_Problem to work on_
Without the pictures, extract every line from the start of the material to the line containing "const update = (key)", both ends included.

** BEGIN Extracted information **

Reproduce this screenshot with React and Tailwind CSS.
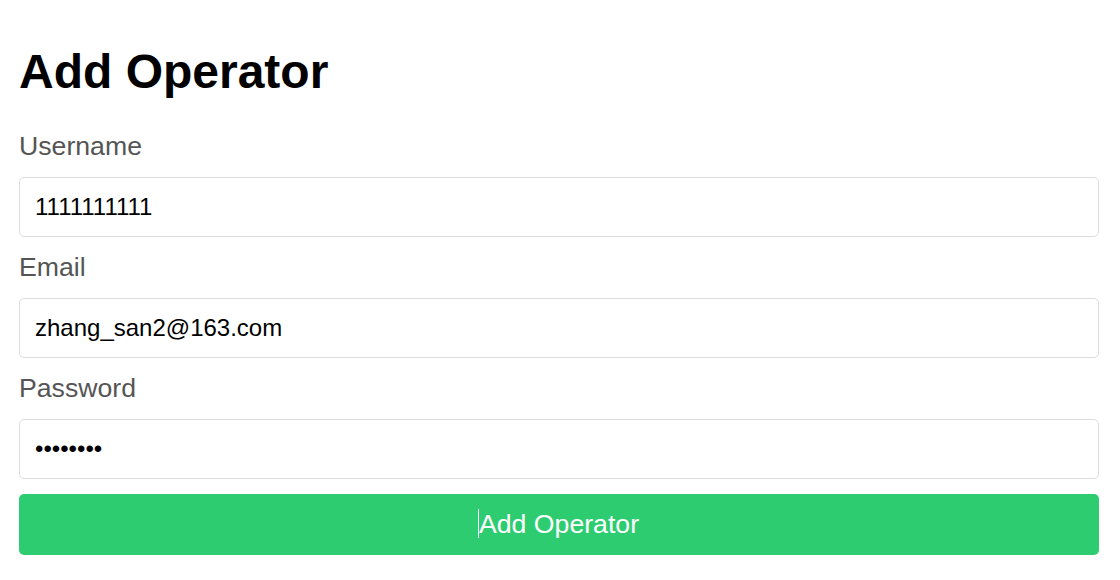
import { useState } from 'react';

const FONT = { fontFamily: '"Liberation Sans", Arial, sans-serif' };

export default function App() {
  const [form, setForm] = useState({
    username: '1111111111',
    email: 'zhang_san2@163.com',
    password: '12345678',
  });

  const update = (key) => (e) => setForm({ ...form, [key]: e.target.value });

  const fields = [
    { key: 'username', label: 'Username', type: 'text' },
    { key: 'email', label: 'Email', type: 'email' },
    { key: 'password', label: 'Password', type: 'password' },
  ];

  return (
    <div className="min-h-screen bg-white pl-[19px] pr-[21px] pt-[44px]" style={FONT}>
      <h1 className="text-[48px] leading-[55px] font-bold text-black mb-[32px]">Add Operator</h1>

      <form onSubmit={(e) => e.preventDefault()}>
        {fields.map((f) => (
          <div key={f.key}>
            <label className="block text-[26.67px] leading-[31px] text-[#555555] mb-[15px]">
              {f.label}
            </label>
            <input
              type={f.type}
              value={form[f.key]}
              onChange={update(f.key)}
              className="block w-full h-[60px] px-[15px] mb-[15px] border border-[#dddddd] rounded-[5px] text-[24px] text-black bg-white outline-none"
              style={FONT}
            />
          </div>
        ))}

        <button
          type="submit"
          className="w-full h-[61px] rounded-[5px] bg-[#2ecc71] text-white text-[26.67px] leading-[31px] flex items-center justify-center"
          style={FONT}
        >
          <span className="relative">
            {/* text cursor seen in the screenshot */}
            <span className="absolute -left-px top-0 w-px h-[29px] bg-white" />
            Add Operator
          </span>
        </button>
      </form>
    </div>
  );
}
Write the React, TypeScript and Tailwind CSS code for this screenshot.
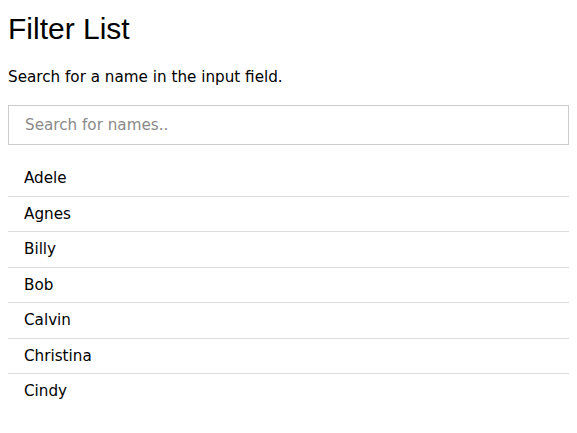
import { useState } from 'react';

const NAMES = ['Adele', 'Agnes', 'Billy', 'Bob', 'Calvin', 'Christina', 'Cindy'];

export default function App() {
  const [query, setQuery] = useState('');
  const shown = NAMES.filter((n) => n.toLowerCase().includes(query.toLowerCase()));

  return (
    <div className="min-h-screen bg-white px-2 pt-[12px] text-black [font-family:'DejaVu_Sans',sans-serif]">
      <h1 className="text-[30px] leading-[34px] font-normal [font-family:'Liberation_Sans',Arial,sans-serif]">
        Filter List
      </h1>
      <p className="mt-[23px] text-[15.2px] leading-[17.5px]">Search for a name in the input field.</p>
      <input
        type="text"
        value={query}
        onChange={(e) => setQuery(e.target.value)}
        placeholder="Search for names.."
        className="mt-[18.5px] block h-10 w-full border border-[#cccccc] px-4 text-[15.2px] outline-none placeholder:text-[#8a8a8a]"
      />
      <ul className="mt-[16px]">
        {shown.map((n, i) => (
          <li
            key={n}
            className={
              i < shown.length - 1
                ? 'border-b border-[#dddddd] px-4 py-2 text-[15.2px] leading-[18.5px]'
                : 'px-4 py-2 text-[15.2px] leading-[18.5px]'
            }
          >
            {n}
          </li>
        ))}
      </ul>
    </div>
  );
}
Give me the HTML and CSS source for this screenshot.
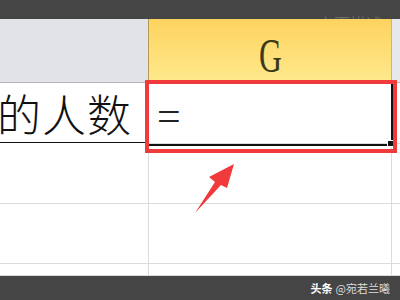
FILE: index.html
```html
<!DOCTYPE html>
<html>
<head>
<meta charset="utf-8">
<link rel="stylesheet" href="styles.css">
</head>
<body>
<div class="screen">
  <div class="topbar"><span class="ghost">上面描述</span></div>
  <div class="sheet">
    <div class="hcell hleft"></div>
    <div class="hcell hsel"><span class="colname">G</span></div>
    <div class="hcell hright"></div>

    <div class="cell c1 r1"><span class="big">的人数</span></div>
    <div class="cell c2 r1"><span class="eq">=</span></div>
    <div class="cell c3 r1"></div>

    <div class="cell c1"></div>
    <div class="cell c2"></div>
    <div class="cell c3"></div>

    <div class="cell c1"></div>
    <div class="cell c2"></div>
    <div class="cell c3"></div>

    <div class="cell c1"></div>
    <div class="cell c2"></div>
    <div class="cell c3"></div>
  </div>
  <div class="bottombar"><span class="brand">头条</span><span class="author">@宛若兰曦</span></div>

  <div class="selection"><span class="handle"></span></div>
  <div class="redbox"></div>
  <svg class="arrow" width="400" height="300" viewBox="0 0 400 300">
    <polygon points="195,213 215,182 209,177 234,164 227,188 221,185" fill="#f03a3c"/>
  </svg>
</div>
</body>
</html>
```
FILE: styles.css
```css
html, body {
  margin: 0;
  padding: 0;
  background: #ffffff;
}
.screen {
  position: relative;
  width: 400px;
  height: 300px;
  overflow: hidden;
  display: flex;
  flex-direction: column;
}
.topbar {
  height: 19px;
  background: #454545;
  overflow: hidden;
  display: flex;
  justify-content: flex-end;
  padding-right: 18px;
  box-sizing: border-box;
}
.ghost {
  font-family: "Noto Sans CJK SC", sans-serif;
  font-size: 16px;
  line-height: 16px;
  color: #6a6a6a;
  padding-top: 15px;
}
.sheet {
  display: grid;
  grid-template-columns: 149px 243px 8px;
  grid-template-rows: 64px 61px 60px 60px 12px;
  flex: 0 0 257px;
  overflow: hidden;
}
.hcell {
  box-sizing: border-box;
  border-bottom: 1px solid #b4b6b8;
}
.hleft {
  background: #e1e3e7;
  border-right: 1px solid #b49a5a;
}
.hsel {
  background: linear-gradient(#fdd35f, #fee98c);
  border-right: 1px solid #c9b77a;
  display: flex;
  justify-content: center;
  align-items: center;
  padding-top: 10px;
}
.hright {
  background: #e6e8ec;
}
.colname {
  display: inline-block;
  font-family: "Liberation Serif", serif;
  font-size: 48px;
  line-height: 40px;
  color: #3a3a18;
  transform: scaleX(0.66);
}
.cell {
  box-sizing: border-box;
  border-bottom: 1px solid #dcdcdc;
  border-right: 1px solid #dcdcdc;
}
.c3 {
  border-right: none;
}
.r1.c1 {
  border-bottom: 1px solid #111111;
  margin-bottom: 1px;
  display: flex;
  align-items: center;
  justify-content: flex-end;
  overflow: hidden;
  padding-right: 16px;
  white-space: nowrap;
}
.big {
  font-family: "Noto Sans CJK SC", sans-serif;
  font-size: 44px;
  line-height: 44px;
  color: #111111;
  letter-spacing: 1px;
  font-weight: 300;
}
.r1.c2 {
  display: flex;
  align-items: center;
  padding-left: 8px;
  padding-top: 6px;
}
.eq {
  font-family: "Liberation Serif", serif;
  font-size: 42px;
  line-height: 42px;
  color: #222222;
}
.bottombar {
  flex: 1;
  background: #454545;
  display: flex;
  justify-content: flex-end;
  align-items: center;
  padding-right: 10px;
  gap: 3px;
  font-family: "Noto Sans CJK SC", sans-serif;
  font-size: 11px;
}
.brand {
  color: #ffffff;
  font-weight: bold;
}
.author {
  color: #dddddd;
}
.selection {
  position: absolute;
  left: 147px;
  top: 82px;
  width: 246px;
  height: 64px;
  box-sizing: border-box;
  border: 2px solid #111111;
}
.handle {
  position: absolute;
  right: -3px;
  bottom: -3px;
  width: 5px;
  height: 5px;
  background: #111111;
  border: 1px solid #ffffff;
}
.redbox {
  position: absolute;
  left: 145px;
  top: 80px;
  width: 252px;
  height: 73px;
  box-sizing: border-box;
  border: 4px solid #f03a3c;
}
.arrow {
  position: absolute;
  left: 0;
  top: 0;
}
```
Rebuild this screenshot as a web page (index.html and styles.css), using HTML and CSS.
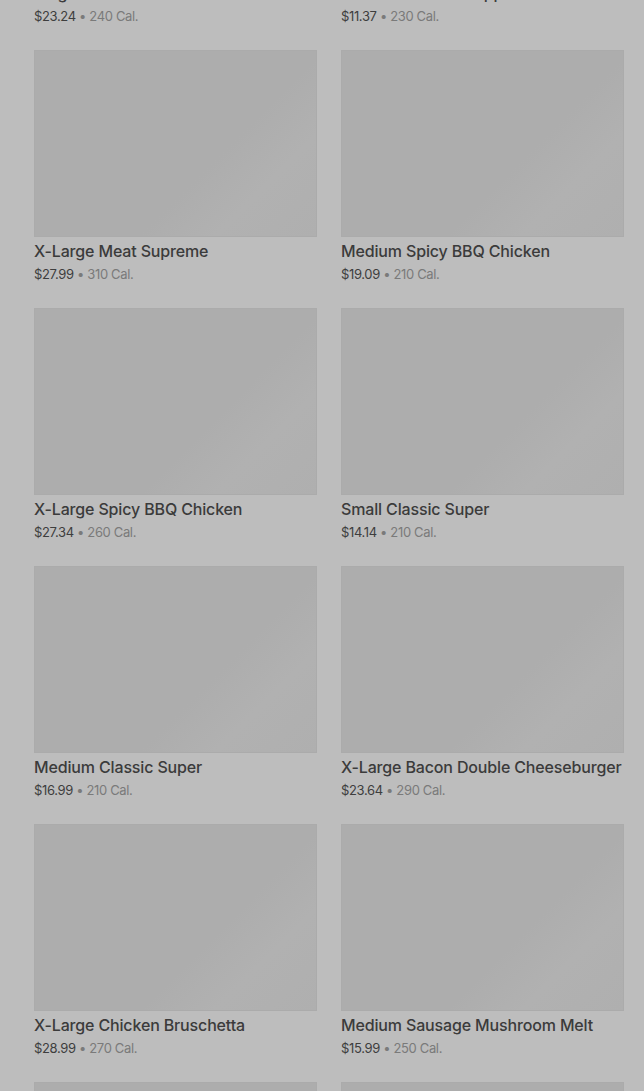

** END Extracted information **

_Exercise output_
Reproduce this screenshot with React and Tailwind CSS.
import { useState } from 'react';

const FONT = { fontFamily: '"Liberation Sans", Arial, sans-serif' };

export default function App() {
  const [form, setForm] = useState({
    username: '1111111111',
    email: 'zhang_san2@163.com',
    password: '12345678',
  });

  const update = (key) => (e) => setForm({ ...form, [key]: e.target.value });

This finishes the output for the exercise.